Since today is Purim I thought I’d profile the woman behind the holiday. She has her own book in the Old Testament - and it’s the only one where the word God doesn’t appear. It is also the only book of the Hebrew canon not represented among the Dead Sea Scrolls. There’s been some debate as to whether or not she really existed but that could be said about a lot of people in ancient history. In any case the story about Esther has had a huge amount of influence on the concept of womanhood in Judaism but not enough coverage elsewhere for my taste. I find that most of the common Bible stories vilify women (Eve, Bathsheba, etc.) and this story to be a rare exception to that rule.


Esther was born in roughly 500 BC with the name Hadassah but was later renamed when she became Queen of the Persian Empire after marrying Ahasuerus (historically referred to as Xerxes). Interestingly, she was called some form of Ishtar or Astarte, but in Hebrew and Aramaic it was pronounced Ester.

This was right after the Babylonian Exile of the Jews when a national identity was being forged, the first Synagogue was being built, and the transition from an oral to a written tradition was taking place. It was also right before the first attempt to eradicate the Jewish people as a race.

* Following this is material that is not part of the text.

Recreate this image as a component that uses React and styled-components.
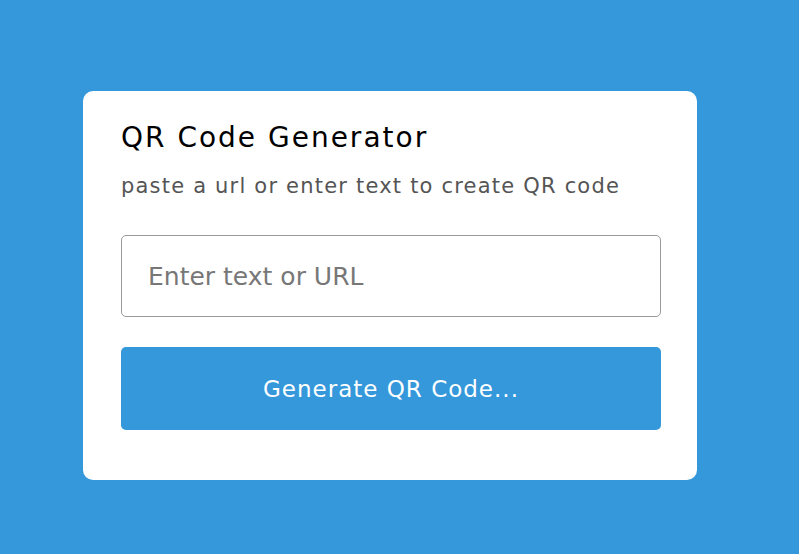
import React from "react";
import styled, { createGlobalStyle } from "styled-components";

const GlobalStyle = createGlobalStyle`
  * { box-sizing: border-box; }
  html, body {
    margin: 0;
    padding: 0;
    background: #3498db;
    font-family: "DejaVu Sans", "Open Sans", sans-serif;
  }
`;

const Page = styled.div`
  min-height: 554px;
  padding: 91px 0 0 83px;
`;

const Card = styled.div`
  width: 614px;
  background: #fff;
  border-radius: 10px;
  padding: 25px 36px 50px 38px;
`;

const Title = styled.h1`
  margin: 0;
  font-size: 28px;
  font-weight: 400;
  letter-spacing: 2px;
  color: #000;
  line-height: 44px;
`;

const Subtitle = styled.p`
  margin: 11px 0 0;
  font-size: 21px;
  letter-spacing: 1.2px;
  color: #555;
  line-height: 30px;
`;

const Input = styled.input`
  display: block;
  width: 100%;
  height: 82px;
  margin-top: 34px;
  padding: 0 26px;
  border: 1px solid #999;
  border-radius: 5px;
  font-family: inherit;
  font-size: 25px;
  color: #333;
  caret-color: #000;
  outline: none;

  &::placeholder {
    color: #777;
  }
`;

const Button = styled.button`
  display: block;
  width: 100%;
  height: 83px;
  margin-top: 30px;
  border: none;
  border-radius: 5px;
  background: #3498db;
  color: #fff;
  font-family: inherit;
  font-size: 23px;
  letter-spacing: 1px;
  cursor: pointer;
`;

export default function App() {
  return (
    <>
      <GlobalStyle />
      <Page>
        <Card>
          <Title>QR Code Generator</Title>
          <Subtitle>paste a url or enter text to create QR code</Subtitle>
          <Input type="text" placeholder="Enter text or URL" autoFocus />
          <Button>Generate QR Code...</Button>
        </Card>
      </Page>
    </>
  );
}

During a wild drunken banquet for various emissaries King Ahasuerus asked his wife, Vashi, to expose herself which she promptly refused to do, for which she was exiled, giving the King a convenient excuse to do a little wife-shopping. Orphaned at a young age, Esther was a notoriously beautiful but extremely modest woman who had been raised by her cousin Mordechai in Persia. At the time of Vashi’s exile, Esther had been residing in the “house of women” where she was picked for the year long purification process before being brought before the king for wifely considerations. The “keeper of women” wasn’t aware of Esther’s Jewish heritage.

The king selected Esther from the throng of beautiful virgins vying for the Mrs Persia spot. Since no one seemed to have noticed, Mordecai warned her not to reveal her Jewish heritage. Once after a visit with his niece he was lingering at the gates of the palace and overheard two guards planning to kill the king. He immediately told Esther who passed the word to the king.

Soon after the assassination scare, Assuerus appointed a man named Haman to be first minister. Mordecai was among the spectators at the palace during the celebratory procession but he refused to bow to the new minister. Haman was infuriated and plotted to kill not only Mordecai, but all the Jews in Persia.

Haman cast lots (purim) to decide in which month to murder the Jews, deciding to slay all Jews on the thirteenth day of the Hebrew month of Adar. He managed to convince the king that they were refusing to honor his laws and persuaded the king to pass an edict authorizing the wholesale massacre of the Jews and the confiscation of their property.

Mordecai promptly sent an urgent message to Esther asking her to intervene on their behalf. But She had been forbidden to approach the king uninvited, on pain of death. However, she made a brave decision that changes history. “I will go into the king … and if I perish, I perish.”

The king was pleased to see her so she quickly invited him and his minister to a banquet. At dinner she invited them for another meal the next day when she would make a request.

Emboldened by these favors, Haman had a gallows built to hang Mordecai. The morning after Esther’s first banquet, the king asked him how he should honor a loyal servant. Unknown to Haman, the king has spent a sleepless night going through records where he was reminded that Mordecai once saved his life, but was never rewarded. Thinking the king was planning to honor him, Haman suggested that the man be dressed in royal robes and paraded through the city, then was devastated when he is ordered to honor Mordecai in that fashion.

At Esther’s second dinner, she revealed her Jewish origin, accusing Haman of orchestrating her murder, and the murder of her people. “If I have found favor in your sight, O king, and if it please the king, let my life be given me at my petition, and my people at my request. For we are sold, I and my people, to be destroyed, to be slain, and to be annihilated.” The king left the banquet room to consider the situation, and Haman threw himself at the queen’s feet pleading her to have mercy on him. When the king returned, he thought that Haman was attacking his queen, and ordered his death immediately. Haman and his ten sons were hung from the gallows he had built for Mordecai.

On the exact day the original edict was appointed, the Jews were given permission to defend themselves and since many of them had been trained in the Persian army, were successful in defending themselves. Mordecai was appointed the king’s new minister. He declared the fourteenth and fifteenth days of the Hebrew month of Adar as days of rejoicing, as the feast of Purim. Esther was a beloved queen and has been regarded ever since as the savior of her people.